LAST EPIPHANY • ST. MARY'S CHURCH

February 18, 2007 • Phoenix, AZ

 

 

 

 

Many years ago, even before I turned into a full-scale curmudgeon, I remember snorting in irritation when I saw this morning's bulletin cover on the cover of Newsweek … for their Easter issue. Editors don't know the difference between the Resurrection and the Transfiguration I recall muttering.

But we know better, we know the Transfiguration when we see it. Question is, how much more do we know about than this hugely famous well beloved image on our bulletin and doubtless in our minds-- the glorious, magnificent moment of our Lord, gloriously transfigured in raiment white and glistening (love that word, only place I've seen it used) talking with Moses and Elijah in front of thunderstruck disciples.

And that is of course the point and glory of this moment, of this Sunday, of this final manifestation that God gave that this, his beloved Son, is the Christ indeed. But there is more to that moment, that event, more that we should probably, as struggling Christians, be aware of.

What was going on before this precise moment of Transfiguration, and what was going on after, these two are where we, and the disciples, and our Lord himself, lived out most of the days and months and years? Even that benighted Art Editor from Newsweek could tell you precisely what was going on before the Transfiguration. Nothing. Or at least not much or at least nothing worth reporting, recording, or even remembering.

All the Gospel witnesses dismiss the days before the Transfiguration without comment. Peter declared that Jesus was the Messiah, the Son of God. Then, then, "after eight days", they all say--Jesus and the three disciples went up the mountain. After eight days of what? Not much I guess. Nothing memorable, nothing so significant that it was preserved in writing or memory for 2000 years. So, a week for the disciples that had been ordinary, containing nothing of enough significance to warrant mentioning.

And out of that flat terrain of ordinary life rises the Mount of the Transfiguration. Most of the weeks of the year for us are more likely to be ordinary than to be moments of transfiguration. Sometimes we do experience things so joyful or so tragic that the week is anything but ordinary, but many weeks are, maybe even most weeks are, ordinary.

The Church has always respected and revered and consecrated the ordinary, the commonplace events of day to day living. Jesus himself sometimes just visited with friends, relaxed, chatted, walked alone or with a close friend, and sometimes ate and drank with friends and had some small amount of fun. It was one of the things that so infuriated the Pharisees and scribes. But out of all that ordinariness rises the Mount, the moment, of the Transfiguration. You just never know. And you catch a glimpse brief perhaps but a definite and unforgettable glimpse that makes the ordinary days of our lives extraordinary all of them together. Transfigured.

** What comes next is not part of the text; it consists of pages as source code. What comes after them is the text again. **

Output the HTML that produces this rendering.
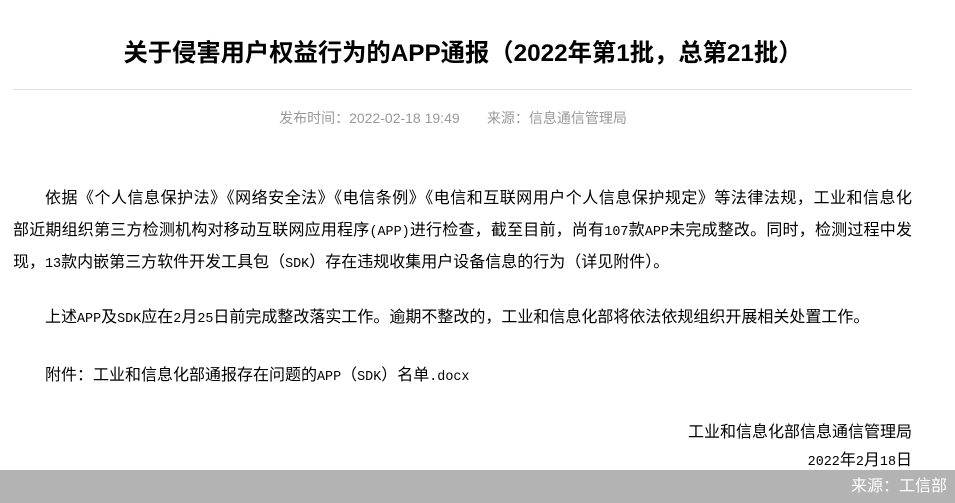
<!DOCTYPE html>
<html><head><meta charset="utf-8"><style>
body{margin:0;width:955px;height:503px;overflow:hidden;background:#fff;position:relative;font-family:"Liberation Sans","Noto Sans CJK SC",sans-serif;}
h1{position:absolute;top:36px;left:0;width:926px;margin:0;text-align:center;font-size:24.3px;font-weight:bold;line-height:36px;color:#000;}
.hr{position:absolute;top:89px;left:13px;width:899px;height:1px;background:#ddd;}
.meta{position:absolute;top:109px;left:0;width:906px;text-align:center;font-size:14px;color:#999;line-height:18px;}
.body{position:absolute;left:13px;width:899px;font-family:"Liberation Mono","Noto Sans CJK SC",monospace;font-size:16px;color:#000;}
.a{font-size:13.4px;}
.l{position:absolute;left:0;width:899px;line-height:32px;white-space:nowrap;}
.j{text-align:justify;text-align-last:justify;}
.r{position:absolute;right:43px;font-family:"Liberation Mono","Noto Sans CJK SC",monospace;font-size:16px;line-height:28px;}
.bar{position:absolute;top:470px;left:0;width:955px;height:33px;background:#b3b3b3;color:#fff;font-size:16px;line-height:33px;text-align:right;}
.bar span{padding-right:8px;}
</style></head><body>
<h1>关于侵害用户权益行为的APP通报（2022年第1批，总第21批）</h1>
<div class="hr"></div>
<div class="meta">发布时间：2022-02-18 19:49&nbsp;&nbsp;&nbsp;&nbsp;&nbsp;&nbsp;&nbsp;来源：信息通信管理局</div>
<div class="body">
<div class="l j" style="top:183px;left:32px;width:867px">依据《个人信息保护法》《网络安全法》《电信条例》《电信和互联网用户个人信息保护规定》等法律法规，工业和信息化</div>
<div class="l j" style="top:215px">部近期组织第三方检测机构对移动互联网应用程序<span class="a">(APP)</span>进行检查，截至目前，尚有<span class="a">107</span>款<span class="a">APP</span>未完成整改。同时，检测过程中发</div>
<div class="l" style="top:247px">现，<span class="a">13</span>款内嵌第三方软件开发工具包（<span class="a">SDK</span>）存在违规收集用户设备信息的行为（详见附件）。</div>
<div class="l" style="top:302px;left:32px">上述<span class="a">APP</span>及<span class="a">SDK</span>应在<span class="a">2</span>月<span class="a">25</span>日前完成整改落实工作。逾期不整改的，工业和信息化部将依法依规组织开展相关处置工作。</div>
<div class="l" style="top:360px;left:32px">附件：工业和信息化部通报存在问题的<span class="a">APP</span>（<span class="a">SDK</span>）名单<span class="a">.docx</span></div>
</div>
<div class="r" style="top:419px">工业和信息化部信息通信管理局</div>
<div class="r" style="top:447px"><span class="a">2022</span>年<span class="a">2</span>月<span class="a">18</span>日</div>
<div class="bar"><span>来源：工信部</span></div>
</body></html>
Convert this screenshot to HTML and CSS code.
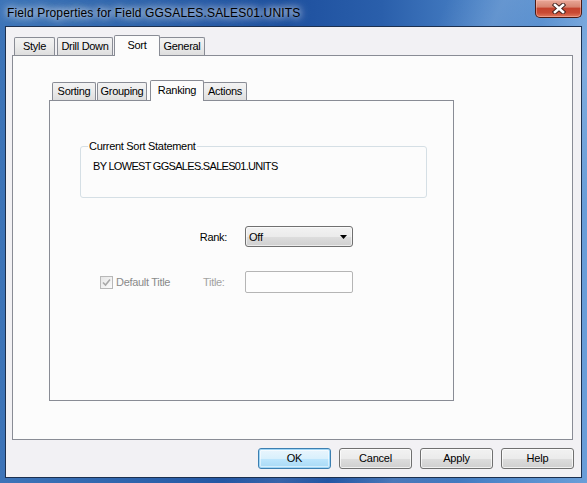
FILE: index.html
```html
<!DOCTYPE html>
<html>
<head>
<meta charset="utf-8">
<link rel="stylesheet" href="styles.css">
</head>
<body>
<div class="window">
  <div class="titlebar">
    <span class="title">Field Properties for Field GGSALES.SALES01.UNITS</span>
    <div class="close">
      <svg width="14" height="11" viewBox="0 0 14 11">
        <path d="M3 2 L11 9 M11 2 L3 9" stroke="#40201c" stroke-width="4.4" stroke-linecap="square" fill="none"/>
        <path d="M3 2 L11 9 M11 2 L3 9" stroke="#ffffff" stroke-width="2.6" stroke-linecap="square" fill="none"/>
      </svg>
    </div>
  </div>
  <div class="client">
    <div class="tabs outer-tabs">
      <div class="tab w-style">Style</div>
      <div class="tab w-drill">Drill Down</div>
      <div class="tab sel w-sort">Sort</div>
      <div class="tab w-general">General</div>
    </div>
    <div class="panel outer-panel">
      <div class="tabs inner-tabs">
        <div class="tab w-sorting">Sorting</div>
        <div class="tab w-grouping">Grouping</div>
        <div class="tab sel w-ranking">Ranking</div>
        <div class="tab w-actions">Actions</div>
      </div>
      <div class="panel inner-panel">
        <div class="group">
          <div class="group-title">Current Sort Statement</div>
          <div class="statement">BY LOWEST GGSALES.SALES01.UNITS</div>
        </div>
        <div class="row rank-row">
          <span class="rank-label">Rank:</span>
          <div class="select">
            <span class="select-text">Off</span>
            <svg class="arrow" width="7" height="4" viewBox="0 0 7 4"><path d="M0 0 H7 L3.5 4 Z" fill="#000"/></svg>
          </div>
        </div>
        <div class="row title-row">
          <div class="check-wrap">
            <span class="check">
              <svg width="9" height="9" viewBox="0 0 9 9"><path d="M1 4.5 L3.5 7 L8 1.5" stroke="#a8a8a8" stroke-width="1.6" fill="none"/></svg>
            </span>
            <span class="disabled">Default Title</span>
          </div>
          <span class="title-label disabled">Title:</span>
          <div class="input"></div>
        </div>
      </div>
    </div>
    <div class="buttons">
      <div class="btn default">OK</div>
      <div class="btn">Cancel</div>
      <div class="btn">Apply</div>
      <div class="btn">Help</div>
    </div>
  </div>
</div>
</body>
</html>
```
FILE: styles.css
```css
html, body {
  margin: 0;
  padding: 0;
}
body {
  width: 587px;
  height: 483px;
  overflow: hidden;
  font-family: "Liberation Sans", Arial, sans-serif;
  font-size: 11px;
  color: #000;
}
.window {
  box-sizing: border-box;
  width: 587px;
  height: 483px;
  padding: 0 5px 5px 5px;
  display: flex;
  flex-direction: column;
  background:
    linear-gradient(115deg, rgba(255,255,255,0) 55%, rgba(255,255,255,0.12) 62%, rgba(255,255,255,0) 68%, rgba(255,255,255,0.14) 76%, rgba(255,255,255,0) 84%),
    linear-gradient(90deg, #3d74b8 0%, #2d62ab 25%, #1d4f9e 48%, #2a5fab 65%, #4a82c6 82%, #6a9ed8 100%);
}
.titlebar {
  height: 26px;
  display: flex;
  justify-content: space-between;
  align-items: flex-start;
}
.title {
  padding-left: 2px;
  margin-top: 6px;
  font-size: 12px;
  line-height: 15px;
  letter-spacing: 0.15px;
  color: #000;
  text-shadow: 0 0 6px rgba(255,255,255,0.9), 0 0 10px rgba(255,255,255,0.7), 0 0 14px rgba(255,255,255,0.5);
}
.close {
  box-sizing: border-box;
  width: 47px;
  height: 18px;
  border: 1px solid #4b1a14;
  border-top: none;
  border-radius: 0 0 5px 5px;
  background: linear-gradient(#e9a898 0%, #d88572 40%, #c4432e 50%, #c94a34 75%, #e07a5e 100%);
  box-shadow: inset 0 0 0 1px rgba(255,200,190,0.45);
  display: flex;
  align-items: center;
  justify-content: center;
}
.client {
  flex: 1;
  display: flex;
  flex-direction: column;
  border: 1px solid #1c304f;
  background: #f2f1f4;
}
.tabs {
  display: flex;
  align-items: flex-end;
  height: 20px;
}
.outer-tabs {
  margin-top: 8px;
  padding-left: 8px;
}
.tab {
  box-sizing: border-box;
  height: 18px;
  border: 1px solid #898c95;
  border-bottom: none;
  border-radius: 2px 2px 0 0;
  background: linear-gradient(#f3f3f3 0%, #ebebeb 50%, #dedede 100%);
  text-align: center;
  line-height: 17px;
  letter-spacing: -0.3px;
  white-space: nowrap;
}
.tab.sel {
  height: 21px;
  margin-bottom: -1px;
  position: relative;
  z-index: 1;
  background: #fcfcfc;
  line-height: 18px;
}
.w-style { width: 41px; margin-right: 2px; }
.w-drill { width: 56px; margin-right: 1px; }
.w-sort { width: 46px; }
.w-general { width: 46px; margin-left: -1px; }
.w-sorting { width: 44px; margin-right: 1px; }
.w-grouping { width: 50px; margin-right: 3px; }
.w-ranking { width: 54px; }
.w-actions { width: 44px; margin-left: -1px; }
.panel {
  box-sizing: border-box;
  border: 1px solid #898c95;
  background: #fcfcfc;
}
.outer-panel {
  height: 385px;
  margin: 0 8px 0 6px;
}
.inner-tabs {
  margin-top: 24px;
  padding-left: 39px;
}
.inner-panel {
  width: 405px;
  height: 301px;
  margin-left: 36px;
  padding-left: 30px;
  padding-top: 45px;
}
.group {
  box-sizing: border-box;
  width: 347px;
  height: 52px;
  border: 1px solid #d5dfe5;
  border-radius: 3px;
}
.group-title {
  display: inline-block;
  margin: -7px 0 0 7px;
  padding: 0 1px;
  background: #fcfcfc;
  line-height: 13px;
  letter-spacing: -0.3px;
  vertical-align: top;
}
.statement {
  margin: 1px 0 0 12px;
  line-height: 13px;
  letter-spacing: -0.7px;
}
.row {
  display: flex;
  align-items: center;
}
.rank-row {
  margin-top: 28px;
  margin-left: -30px;
}
.rank-label {
  width: 177px;
  margin-right: 18px;
  text-align: right;
  letter-spacing: -0.3px;
}
.select {
  box-sizing: border-box;
  width: 108px;
  height: 21px;
  border: 1px solid #707070;
  border-radius: 3px;
  background: linear-gradient(#f2f2f2 0%, #ebebeb 50%, #dddddd 51%, #cfcfcf 100%);
  box-shadow: inset 0 0 0 1px rgba(255,255,255,0.6);
  display: flex;
  align-items: center;
  justify-content: space-between;
  padding: 0 5px 0 3px;
}
.select-text {
  letter-spacing: -0.2px;
}
.title-row {
  margin-top: 24px;
  margin-left: 20px;
}
.check-wrap {
  width: 103px;
  display: flex;
  align-items: center;
}
.check {
  box-sizing: border-box;
  width: 13px;
  height: 13px;
  border: 1px solid #b8b8b8;
  background: linear-gradient(135deg, #e6e6e6, #fbfbfb);
  display: flex;
  align-items: center;
  justify-content: center;
  margin-right: 3px;
}
.disabled {
  color: #8a8a8a;
  letter-spacing: -0.3px;
}
.title-label {
  width: 42px;
  color: #a2a2a2;
}
.input {
  box-sizing: border-box;
  width: 108px;
  height: 22px;
  border: 1px solid #b5b5b5;
  border-radius: 2px;
  background: #fdfdfd;
}
.buttons {
  display: flex;
  justify-content: flex-end;
  gap: 8px;
  margin-top: 8px;
  padding-right: 7px;
}
.btn {
  box-sizing: border-box;
  width: 73px;
  height: 21px;
  border: 1px solid #707070;
  border-radius: 3px;
  background: linear-gradient(#f2f2f2 0%, #ebebeb 50%, #dddddd 51%, #cfcfcf 100%);
  box-shadow: inset 0 0 0 1px rgba(255,255,255,0.7);
  text-align: center;
  line-height: 19px;
  letter-spacing: -0.2px;
}
.btn.default {
  border-color: #3c7fb1;
  background: linear-gradient(#eaf6fd 0%, #d9f0fc 50%, #bee6fd 51%, #a7d9f5 100%);
  box-shadow: inset 0 0 0 1px #9fd5f5, inset 0 0 0 2px rgba(255,255,255,0.5);
}
```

The other bookend of this great moment hat we should at least glance at is what happened after the Transfiguration, what happened after they came down from the mountain, Well the first thing to note is that they did in fact come down from the mountain, they did not remain there in rapt contemplation as a mystic or hermit or supreme savant might have. Most of us like the disciples, do need to come down from the mountain, back down to the plains, the plateaus of the ordinary week again. Not covered by today's Gospel is what they did, the first thing they did, entered a village. Predictable. And Jesus "straightway healed a boy" Amazing, fantastic, anything but ordinary even though it was all in a little scruffy village and not on a glorious mountain. Not Elijah and Moses, but two worried parents instead. Possibly, given all his healings, an ordinary day for our Lord, but surely the most extraordinary day for the boy and his family. This transfigured Lord is a Lord worth having, I say. Not so grand so glorious, so white and glistering, so caught up into conversing with the giants that he forgets or overlooks the little ones, that sad sick boy, his parents, us, in our trials and worries and fears and sickness and insecurity.

A moment on the mountain, a lifetime of ordinary days filled with extraordinary love and care. We come to the moments of grace and glory, times when we see the beauty and splendor and majesty of it all, and then we go on again with our lives, showing forth as best we can in these miscellaneous lives of ours the glory we have seen and believed the transfigured Christ full of grace and glory and love for little sick boys m for you, for me. Now it is up to us to show that same world a similar love and care. To show the world by word and deed, in our love and care, that we have the glory of the Lord full of grace and truth and love.